Holy cow! That's a lot of tubes!


----------



## nonreverb (Sep 19, 2006)

I have thousands....unfortunately, a large portion are useless for what I do. At some point there's going to be a blowout sale :smile-new:


----------



## urko99 (Mar 30, 2009)

Hi Chris 
I was wondering when you were going to join this Forum. I bought a 66 Reverberrocket off of you a few years back if you recall. Great work by the way in the restoration. Great tone out of that one as well. I plugged you a few times here on the forum. Glad to have you aboard!


----------



## ampaholic (Sep 19, 2006)

sulphur said:


> View attachment 10446
> ..........


I can't believe everyone let this go by without a comment! Well played!


----------



## ronmac (Sep 22, 2006)

From a couple of years ago in my current (then new) studio space, before I had my acoustic treatment in place and the big comfy swivel chair.  I'm not looking my best, as I just finished 28 days of chemo and radiation... 

I'm moving soon (targeting December 1st) to a purpose built studio space, so will post again then.


----------



## Gizmo (Aug 7, 2008)

Made me choke on my beer haha!


ampaholic said:


> I can't believe everyone let this go by without a comment! Well played!


----------



## JHarasym (Mar 27, 2007)

nonreverb said:


> I refuse to post my filthy bench until it's in some semblance of order....In the mean time, here a small sample of my tube collection on the tube wall. These are tubes that are used more often, They are all NOS. My new production tubes are in the tube caddies at the bottom of the pic.
> 
> View attachment 10445


Like totally tubular!


----------



## Adcandour (Apr 21, 2013)

My humble beginnings:



I'm tucked away in the most dungeon-like part of the house with the cat shit. 

First task is to convert my sterling neck into a proper musicman neck, and then take a wack at soldering. Here's hopin'


----------



## Church-Audio (Sep 27, 2014)

Looks like you do some stereo amp work? I have lots of customers ask me about home stereo repair I am way to busy with guitar amps. I am always looking for someone I can send some work too. Is that what you do?

- - - Updated - - -

Its got to start somewhere. I started with a folding table and a soldering iron! I found a great place for work benches  Uline. They sell work tables that hold up to 1000 lbs out of anything from steel to wood.

Chris


----------



## Adcandour (Apr 21, 2013)

Amprepair said:


> - - - Updated - - -
> 
> Its got to start somewhere. I started with a folding table and a soldering iron! I found a great place for work benches  Uline. They sell work tables that hold up to 1000 lbs out of anything from steel to wood.
> 
> Chris


Dammit!!! Uline!!! 

I never even thought - and I just recycled another one of their catalogues (I swear if I could build a bench outta those...)


----------



## Church-Audio (Sep 27, 2014)

And yeah you can build a table out of catalogs from Uline. I had to ask them to stop sending me catalogs. 

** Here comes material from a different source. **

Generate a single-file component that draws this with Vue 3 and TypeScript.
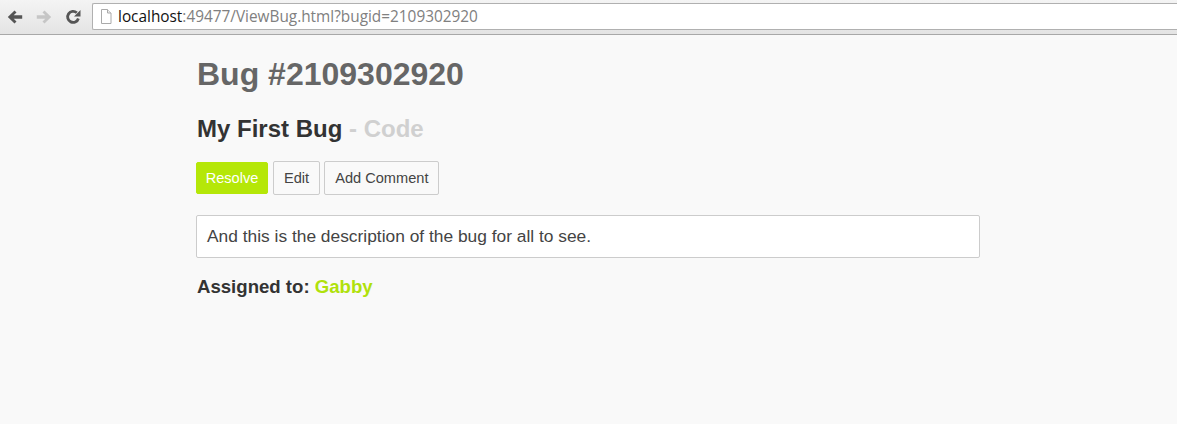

http://www.uline.ca/BL_3853/Industrial-Packing-Tables?keywords=table


----------



## Lincoln (Jun 2, 2008)

Well, here's my "work bench" where I do the building. I'm no tech, & never want to be a tech. I'm just learning lots and having fun.










nonreverb, that is the most awesome display of tubes I have ever seen in my life. I showed it to the wife so she'd stop commenting on my 2 boxes of assorted tubes. It worked!!!


----------



## nonreverb (Sep 19, 2006)

I live on a thin edge Lincoln....I'll send along a picture of the rest of the room....my wife is possibly THE most tolerant person on earth.


----------



## nonreverb (Sep 19, 2006)

I finally got around to takin' some pics of the dungeon....The OPP light is to be triggered by the phone line to make incoming calls much more entertaining....
There's much more equipment however it doesn't live on my bench and I'm far too lazy to drag it all out to photograph it.


----------



## Church-Audio (Sep 27, 2014)

How do you like that Sencore cap analyzer ?


----------



## nonreverb (Sep 19, 2006)

It's an LC102...an older model but works just fine for my purposes. To be honest, I only need to use it occasionally as one of my Flukes has a cap tester on it.


----------



## Church-Audio (Sep 27, 2014)

So you don't use the leakage test part of it?

Chris


----------



## nonreverb (Sep 19, 2006)

Sometimes when I can't determine with certainty that it's a problem. Electrolytic caps are by far the most notorious and, if they're old, I usually replace them anyway. 
There are certain coupling caps produced in certain eras that I've learned to pay more attention to from experience however, I don't use it that often...


----------